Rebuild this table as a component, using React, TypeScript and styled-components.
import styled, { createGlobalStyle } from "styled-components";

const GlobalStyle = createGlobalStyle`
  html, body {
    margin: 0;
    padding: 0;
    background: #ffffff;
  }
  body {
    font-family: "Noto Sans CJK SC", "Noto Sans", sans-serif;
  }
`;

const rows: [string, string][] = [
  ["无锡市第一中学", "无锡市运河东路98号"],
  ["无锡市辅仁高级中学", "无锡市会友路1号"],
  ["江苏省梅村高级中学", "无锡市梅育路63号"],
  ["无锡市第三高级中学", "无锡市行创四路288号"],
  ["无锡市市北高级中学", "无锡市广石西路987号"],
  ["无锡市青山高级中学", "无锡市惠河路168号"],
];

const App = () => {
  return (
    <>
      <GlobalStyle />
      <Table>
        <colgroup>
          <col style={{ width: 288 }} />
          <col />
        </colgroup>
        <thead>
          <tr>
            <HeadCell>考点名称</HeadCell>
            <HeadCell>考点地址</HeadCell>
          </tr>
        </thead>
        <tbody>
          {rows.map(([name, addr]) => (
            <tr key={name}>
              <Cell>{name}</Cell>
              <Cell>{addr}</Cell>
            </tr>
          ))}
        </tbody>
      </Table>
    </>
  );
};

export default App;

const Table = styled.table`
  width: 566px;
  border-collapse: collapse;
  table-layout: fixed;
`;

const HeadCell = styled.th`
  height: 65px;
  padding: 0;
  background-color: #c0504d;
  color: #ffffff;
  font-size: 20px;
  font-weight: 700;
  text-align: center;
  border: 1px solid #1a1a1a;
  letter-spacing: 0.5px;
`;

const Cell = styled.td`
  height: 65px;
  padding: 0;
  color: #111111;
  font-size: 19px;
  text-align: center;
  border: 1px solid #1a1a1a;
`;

________________________________________

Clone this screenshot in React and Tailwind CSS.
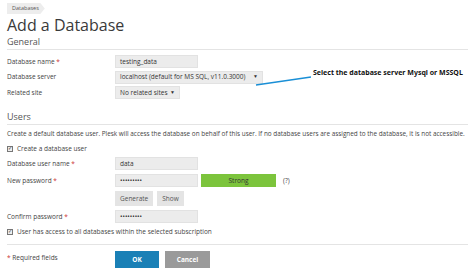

________________________________________

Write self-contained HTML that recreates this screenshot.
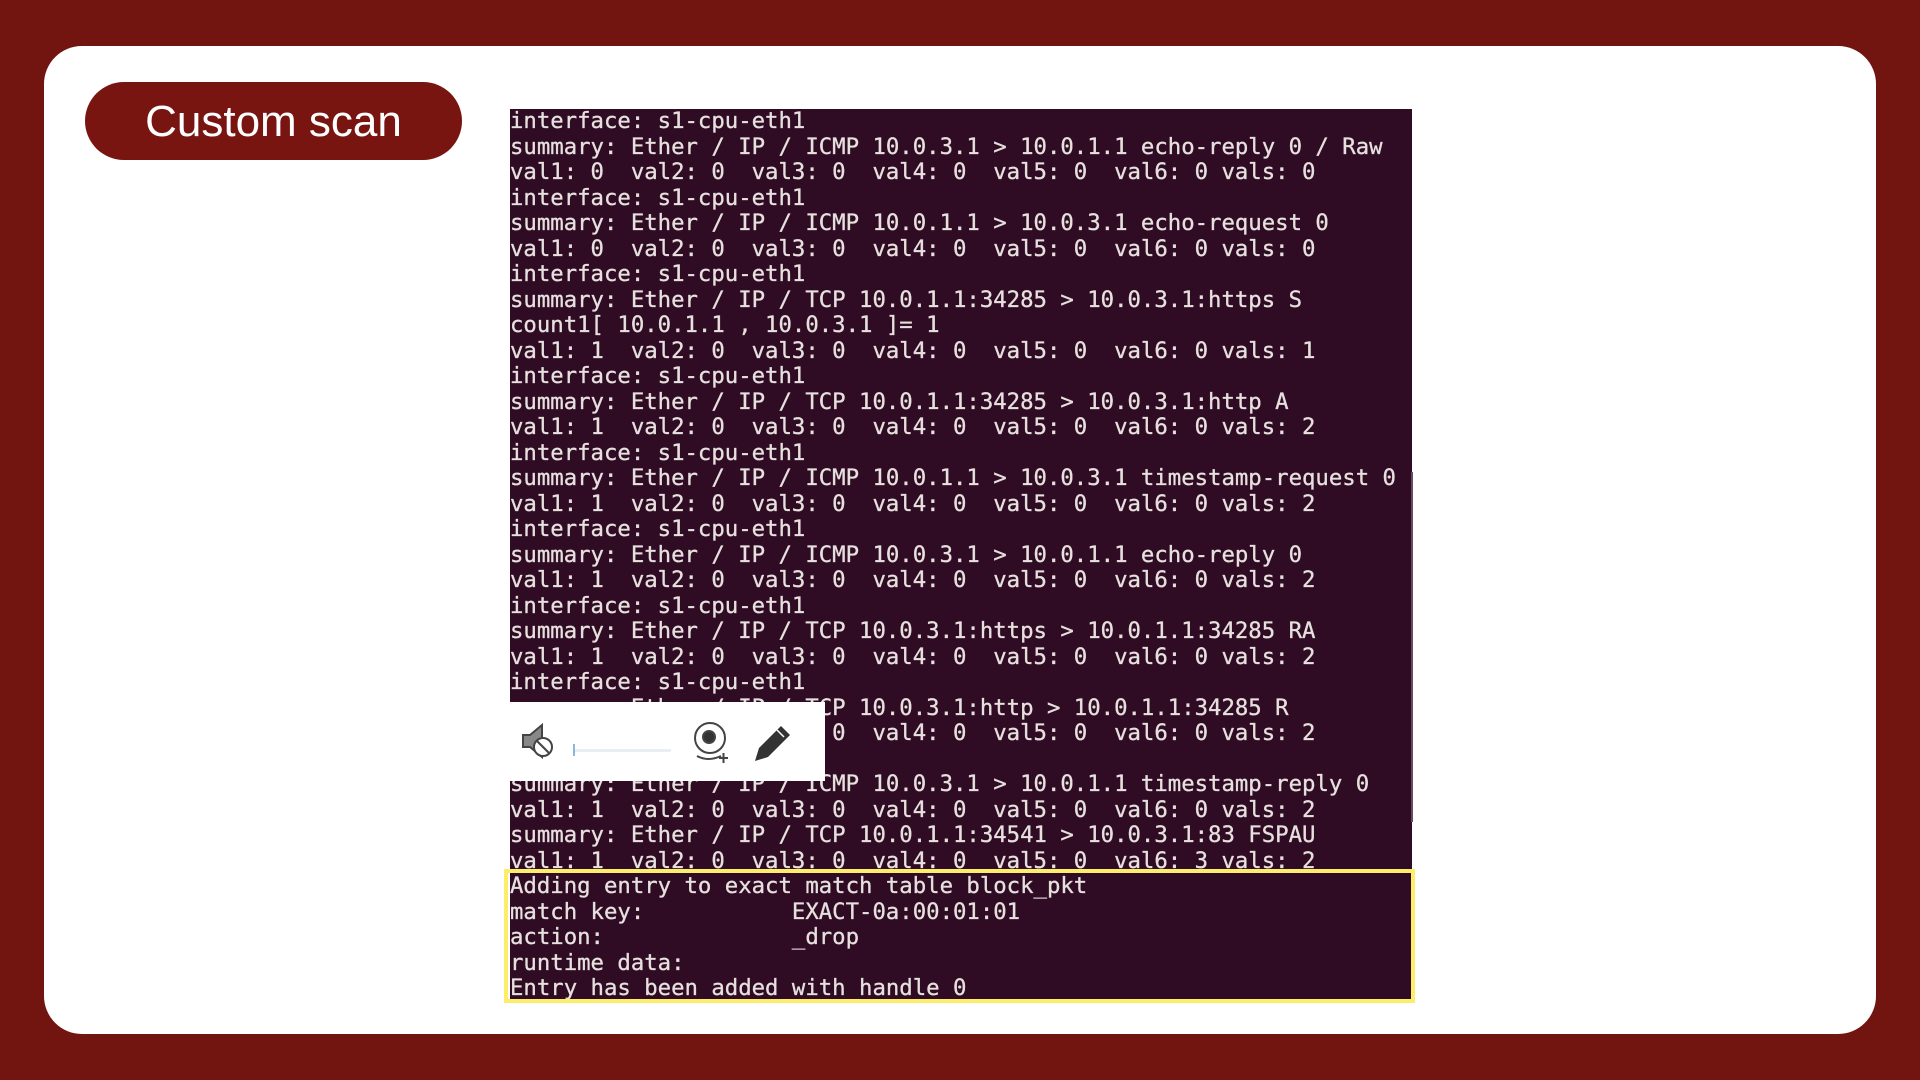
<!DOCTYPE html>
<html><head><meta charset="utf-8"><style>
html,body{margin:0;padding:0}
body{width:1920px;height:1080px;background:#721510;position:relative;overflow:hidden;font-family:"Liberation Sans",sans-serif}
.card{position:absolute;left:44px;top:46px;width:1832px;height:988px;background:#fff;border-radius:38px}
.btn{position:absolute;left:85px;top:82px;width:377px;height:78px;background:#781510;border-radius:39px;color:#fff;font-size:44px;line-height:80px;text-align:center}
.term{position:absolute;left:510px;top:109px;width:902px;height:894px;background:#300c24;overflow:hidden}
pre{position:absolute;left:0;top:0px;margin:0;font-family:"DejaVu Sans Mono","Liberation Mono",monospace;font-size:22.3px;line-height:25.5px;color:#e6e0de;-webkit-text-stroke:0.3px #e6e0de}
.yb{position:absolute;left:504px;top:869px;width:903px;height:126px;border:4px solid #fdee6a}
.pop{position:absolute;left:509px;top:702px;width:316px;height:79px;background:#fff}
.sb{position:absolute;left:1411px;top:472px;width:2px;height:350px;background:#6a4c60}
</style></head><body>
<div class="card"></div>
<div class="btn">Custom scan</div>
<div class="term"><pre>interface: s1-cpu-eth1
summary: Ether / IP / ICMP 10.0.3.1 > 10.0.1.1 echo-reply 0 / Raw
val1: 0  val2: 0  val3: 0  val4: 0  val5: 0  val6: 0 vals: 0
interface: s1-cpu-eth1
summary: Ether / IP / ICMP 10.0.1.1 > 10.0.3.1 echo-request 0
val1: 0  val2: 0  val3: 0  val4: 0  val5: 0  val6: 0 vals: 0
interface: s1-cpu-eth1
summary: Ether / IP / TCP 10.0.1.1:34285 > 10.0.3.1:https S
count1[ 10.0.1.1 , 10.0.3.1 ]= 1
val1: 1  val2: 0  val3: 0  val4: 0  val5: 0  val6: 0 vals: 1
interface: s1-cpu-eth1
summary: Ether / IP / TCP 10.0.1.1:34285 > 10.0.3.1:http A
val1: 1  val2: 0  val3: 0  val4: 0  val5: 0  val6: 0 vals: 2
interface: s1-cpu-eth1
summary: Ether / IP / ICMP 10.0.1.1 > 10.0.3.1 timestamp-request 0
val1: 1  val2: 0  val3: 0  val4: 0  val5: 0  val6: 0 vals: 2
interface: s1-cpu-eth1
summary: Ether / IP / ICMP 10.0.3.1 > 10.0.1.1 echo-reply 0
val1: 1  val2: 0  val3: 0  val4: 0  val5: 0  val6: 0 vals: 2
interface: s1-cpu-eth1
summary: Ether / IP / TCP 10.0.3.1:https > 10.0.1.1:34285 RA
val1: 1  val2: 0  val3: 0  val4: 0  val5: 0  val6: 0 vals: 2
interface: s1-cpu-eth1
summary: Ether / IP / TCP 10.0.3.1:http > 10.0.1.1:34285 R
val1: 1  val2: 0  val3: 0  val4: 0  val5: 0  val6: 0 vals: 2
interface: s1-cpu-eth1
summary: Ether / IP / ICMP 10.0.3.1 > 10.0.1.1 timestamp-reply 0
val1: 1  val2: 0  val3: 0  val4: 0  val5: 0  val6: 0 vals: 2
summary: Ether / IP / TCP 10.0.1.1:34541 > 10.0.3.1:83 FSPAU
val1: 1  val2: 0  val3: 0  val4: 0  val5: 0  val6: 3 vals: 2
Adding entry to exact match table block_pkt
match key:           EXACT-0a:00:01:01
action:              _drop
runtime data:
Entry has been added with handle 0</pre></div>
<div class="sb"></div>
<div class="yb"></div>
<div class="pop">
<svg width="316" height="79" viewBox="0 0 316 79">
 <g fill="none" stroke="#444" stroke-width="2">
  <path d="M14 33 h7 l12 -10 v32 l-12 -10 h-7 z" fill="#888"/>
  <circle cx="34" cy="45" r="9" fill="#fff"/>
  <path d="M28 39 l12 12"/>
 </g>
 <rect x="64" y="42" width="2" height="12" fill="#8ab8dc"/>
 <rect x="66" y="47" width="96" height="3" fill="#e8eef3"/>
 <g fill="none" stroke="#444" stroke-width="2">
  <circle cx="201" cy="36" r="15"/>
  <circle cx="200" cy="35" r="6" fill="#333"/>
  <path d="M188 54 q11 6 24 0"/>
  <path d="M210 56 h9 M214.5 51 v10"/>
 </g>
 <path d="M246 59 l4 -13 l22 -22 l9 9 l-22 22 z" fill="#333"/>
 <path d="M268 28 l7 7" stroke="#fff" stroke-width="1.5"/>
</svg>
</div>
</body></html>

________________________________________

EXERCISE:
Select and copy every line of the listing with the word "React".

THE RESPONSE:
Rebuild this table as a component, using React, TypeScript and styled-components.
Clone this screenshot in React and Tailwind CSS.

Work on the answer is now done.